— Material provided —
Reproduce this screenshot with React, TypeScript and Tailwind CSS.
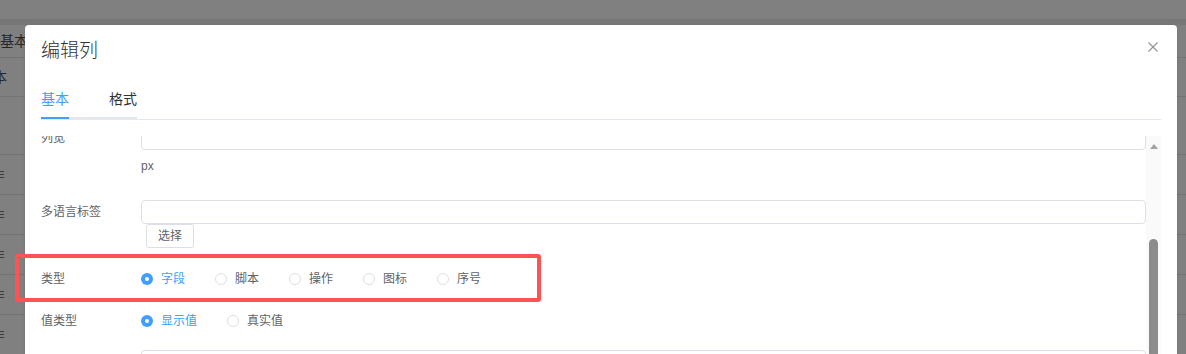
import React from 'react';

const font = { fontFamily: '"Liberation Sans", "Noto Sans CJK SC", sans-serif' };

const Handle = (): React.ReactElement => (
  <div className="flex flex-col gap-[2px]">
    <span className="block h-px w-[4px] bg-[#3c3c3c]" />
    <span className="block h-px w-[4px] bg-[#3c3c3c]" />
    <span className="block h-px w-[4px] bg-[#3c3c3c]" />
  </div>
);

const Radio = ({ label, checked }: { label: string; checked?: boolean }): React.ReactElement => (
  <label className="mr-[30px] flex items-center">
    {checked ? (
      <span className="flex h-[12px] w-[12px] items-center justify-center rounded-full bg-[#409eff]">
        <span className="h-[4px] w-[4px] rounded-full bg-white" />
      </span>
    ) : (
      <span className="h-[12px] w-[12px] rounded-full border border-[#dcdfe6] bg-white" />
    )}
    <span className={`ml-[8px] text-[12px] leading-4 ${checked ? 'text-[#409eff]' : 'text-[#606266]'}`}>
      {label}
    </span>
  </label>
);

const Background = (): React.ReactElement => (
  <div className="flex flex-col">
    <div className="h-[19px]" />
    <div className="h-[6px] bg-[#777777]" />
    <div className="flex h-[33px] items-center border-b border-[#737373]">
      <span className="text-[14px] leading-4 text-[#262626]">基本</span>
    </div>
    <div className="flex h-[39px] items-center border-b border-[#737373]">
      <span className="-ml-[21px] text-[14px] leading-4 text-[#262626]">基本</span>
    </div>
    <div className="h-[58px] border-b border-[#737373]" />
    {[0, 1, 2, 3, 4].map((i) => (
      <div key={i} className="flex h-[40px] items-center border-b border-[#737373]">
        <Handle />
      </div>
    ))}
  </div>
);

const App = (): React.ReactElement => {
  return (
    <div className="relative h-[354px] w-[1186px] overflow-hidden bg-[#808080]" style={font}>
      <Background />

      <div className="absolute left-[25px] top-[25px] flex h-[340px] w-[1152px] flex-col rounded-[4px] bg-white shadow-sm">
        {/* header */}
        <div className="flex items-start justify-between pl-4 pr-[19px] pt-[14px]">
          <span className="text-[19px] font-light leading-6 text-[#303133]">编辑列</span>
          <svg className="mt-[3px]" width="10" height="10" viewBox="0 0 10 10">
            <path d="M0.5 0.5 L9.5 9.5 M9.5 0.5 L0.5 9.5" stroke="#909399" strokeWidth="1.1" />
          </svg>
        </div>

        {/* tabs */}
        <div className="mx-4 mt-[17px] flex h-[40px] border-b border-[#e4e7ed]">
          <div className="relative flex border-b-2 border-[#e4e7ed]">
            <div className="flex items-center pr-5 text-[14px] leading-4 text-[#409eff]">基本</div>
            <div className="flex items-center pl-5 text-[14px] leading-4 text-[#303133]">格式</div>
            <span className="absolute -bottom-[2px] left-0 h-[2px] w-[28px] bg-[#409eff]" />
          </div>
        </div>

        {/* body */}
        <div className="ml-4 mr-4 mt-[16px] flex min-h-0 flex-1 overflow-hidden">
          <div className="flex-1">
            <div className="-mt-[10px] flex flex-col">
              <div className="flex items-center">
                <span className="w-[100px] text-[12px] leading-4 text-[#606266]">列宽</span>
                <div className="h-[24px] flex-1 rounded-[4px] border border-[#dcdfe6]" />
              </div>
              <div className="ml-[100px] mt-2 text-[12px] leading-4 text-[#606266]">px</div>

              <div className="mt-[26px] flex items-center">
                <span className="w-[100px] text-[12px] leading-4 text-[#606266]">多语言标签</span>
                <div className="h-[24px] flex-1 rounded-[4px] border border-[#dcdfe6]" />
              </div>
              <div className="ml-[105px] flex">
                <button className="flex h-[24px] w-[48px] items-center justify-center rounded-[3px] border border-[#dcdfe6] bg-white text-[12px] leading-4 text-[#606266]">
                  选择
                </button>
              </div>

              <div className="mt-[10px] flex h-[42px] items-center">
                <span className="w-[100px] text-[12px] leading-4 text-[#606266]">类型</span>
                <Radio label="字段" checked />
                <Radio label="脚本" />
                <Radio label="操作" />
                <Radio label="图标" />
                <Radio label="序号" />
              </div>

              <div className="flex h-[42px] items-center">
                <span className="w-[100px] text-[12px] leading-4 text-[#606266]">值类型</span>
                <Radio label="显示值" checked />
                <Radio label="真实值" />
              </div>

              <div className="ml-[100px] mt-[8px] h-[24px] rounded-[4px] border border-[#dcdfe6]" />
            </div>
          </div>

          {/* scrollbar */}
          <div className="flex w-[15px] flex-col items-center bg-[#fafafa]">
            <svg className="mt-[8px]" width="8" height="5" viewBox="0 0 8 5">
              <path d="M4 0 L8 5 L0 5 Z" fill="#a3a3a3" />
            </svg>
            <div className="mt-[90px] w-[9px] flex-1 rounded-t-full bg-[#8c8c8c]" />
          </div>
        </div>
      </div>

      {/* annotation */}
      <div className="absolute left-[15px] top-[254px] h-[48px] w-[526px] rounded-[3px] border-4 border-[#ff5252]" />
    </div>
  );
};

export default App;
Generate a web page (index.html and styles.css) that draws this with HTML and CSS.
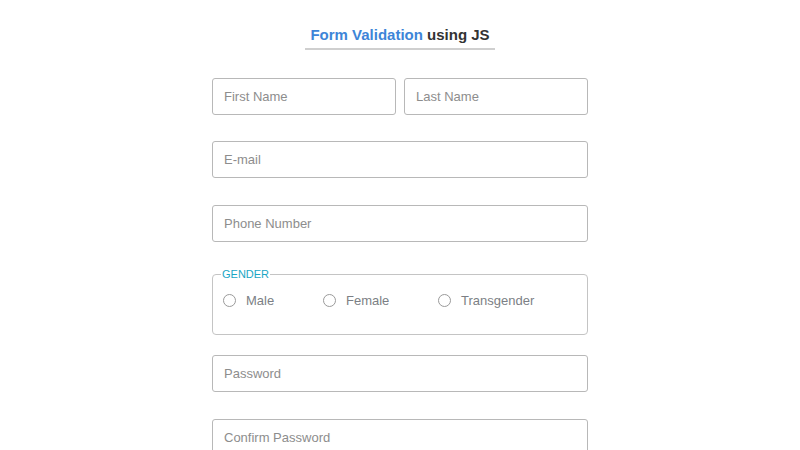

— What this task involves —
Reproduce all entries exactly. Pictures do not belong in the copy.

— Response below —
Reproduce this screenshot with React, TypeScript and Tailwind CSS.
import React from 'react';

const font = { fontFamily: '"Liberation Sans", "Noto Sans CJK SC", sans-serif' };

const Handle = (): React.ReactElement => (
  <div className="flex flex-col gap-[2px]">
    <span className="block h-px w-[4px] bg-[#3c3c3c]" />
    <span className="block h-px w-[4px] bg-[#3c3c3c]" />
    <span className="block h-px w-[4px] bg-[#3c3c3c]" />
  </div>
);

const Radio = ({ label, checked }: { label: string; checked?: boolean }): React.ReactElement => (
  <label className="mr-[30px] flex items-center">
    {checked ? (
      <span className="flex h-[12px] w-[12px] items-center justify-center rounded-full bg-[#409eff]">
        <span className="h-[4px] w-[4px] rounded-full bg-white" />
      </span>
    ) : (
      <span className="h-[12px] w-[12px] rounded-full border border-[#dcdfe6] bg-white" />
    )}
    <span className={`ml-[8px] text-[12px] leading-4 ${checked ? 'text-[#409eff]' : 'text-[#606266]'}`}>
      {label}
    </span>
  </label>
);

const Background = (): React.ReactElement => (
  <div className="flex flex-col">
    <div className="h-[19px]" />
    <div className="h-[6px] bg-[#777777]" />
    <div className="flex h-[33px] items-center border-b border-[#737373]">
      <span className="text-[14px] leading-4 text-[#262626]">基本</span>
    </div>
    <div className="flex h-[39px] items-center border-b border-[#737373]">
      <span className="-ml-[21px] text-[14px] leading-4 text-[#262626]">基本</span>
    </div>
    <div className="h-[58px] border-b border-[#737373]" />
    {[0, 1, 2, 3, 4].map((i) => (
      <div key={i} className="flex h-[40px] items-center border-b border-[#737373]">
        <Handle />
      </div>
    ))}
  </div>
);

const App = (): React.ReactElement => {
  return (
    <div className="relative h-[354px] w-[1186px] overflow-hidden bg-[#808080]" style={font}>
      <Background />

      <div className="absolute left-[25px] top-[25px] flex h-[340px] w-[1152px] flex-col rounded-[4px] bg-white shadow-sm">
        {/* header */}
        <div className="flex items-start justify-between pl-4 pr-[19px] pt-[14px]">
          <span className="text-[19px] font-light leading-6 text-[#303133]">编辑列</span>
          <svg className="mt-[3px]" width="10" height="10" viewBox="0 0 10 10">
            <path d="M0.5 0.5 L9.5 9.5 M9.5 0.5 L0.5 9.5" stroke="#909399" strokeWidth="1.1" />
          </svg>
        </div>

        {/* tabs */}
        <div className="mx-4 mt-[17px] flex h-[40px] border-b border-[#e4e7ed]">
          <div className="relative flex border-b-2 border-[#e4e7ed]">
            <div className="flex items-center pr-5 text-[14px] leading-4 text-[#409eff]">基本</div>
            <div className="flex items-center pl-5 text-[14px] leading-4 text-[#303133]">格式</div>
            <span className="absolute -bottom-[2px] left-0 h-[2px] w-[28px] bg-[#409eff]" />
          </div>
        </div>

        {/* body */}
        <div className="ml-4 mr-4 mt-[16px] flex min-h-0 flex-1 overflow-hidden">
          <div className="flex-1">
            <div className="-mt-[10px] flex flex-col">
              <div className="flex items-center">
                <span className="w-[100px] text-[12px] leading-4 text-[#606266]">列宽</span>
                <div className="h-[24px] flex-1 rounded-[4px] border border-[#dcdfe6]" />
              </div>
              <div className="ml-[100px] mt-2 text-[12px] leading-4 text-[#606266]">px</div>

              <div className="mt-[26px] flex items-center">
                <span className="w-[100px] text-[12px] leading-4 text-[#606266]">多语言标签</span>
                <div className="h-[24px] flex-1 rounded-[4px] border border-[#dcdfe6]" />
              </div>
              <div className="ml-[105px] flex">
                <button className="flex h-[24px] w-[48px] items-center justify-center rounded-[3px] border border-[#dcdfe6] bg-white text-[12px] leading-4 text-[#606266]">
                  选择
                </button>
              </div>

              <div className="mt-[10px] flex h-[42px] items-center">
                <span className="w-[100px] text-[12px] leading-4 text-[#606266]">类型</span>
                <Radio label="字段" checked />
                <Radio label="脚本" />
                <Radio label="操作" />
                <Radio label="图标" />
                <Radio label="序号" />
              </div>

              <div className="flex h-[42px] items-center">
                <span className="w-[100px] text-[12px] leading-4 text-[#606266]">值类型</span>
                <Radio label="显示值" checked />
                <Radio label="真实值" />
              </div>

              <div className="ml-[100px] mt-[8px] h-[24px] rounded-[4px] border border-[#dcdfe6]" />
            </div>
          </div>

          {/* scrollbar */}
          <div className="flex w-[15px] flex-col items-center bg-[#fafafa]">
            <svg className="mt-[8px]" width="8" height="5" viewBox="0 0 8 5">
              <path d="M4 0 L8 5 L0 5 Z" fill="#a3a3a3" />
            </svg>
            <div className="mt-[90px] w-[9px] flex-1 rounded-t-full bg-[#8c8c8c]" />
          </div>
        </div>
      </div>

      {/* annotation */}
      <div className="absolute left-[15px] top-[254px] h-[48px] w-[526px] rounded-[3px] border-4 border-[#ff5252]" />
    </div>
  );
};

export default App;
Generate a web page (index.html and styles.css) that draws this with HTML and CSS.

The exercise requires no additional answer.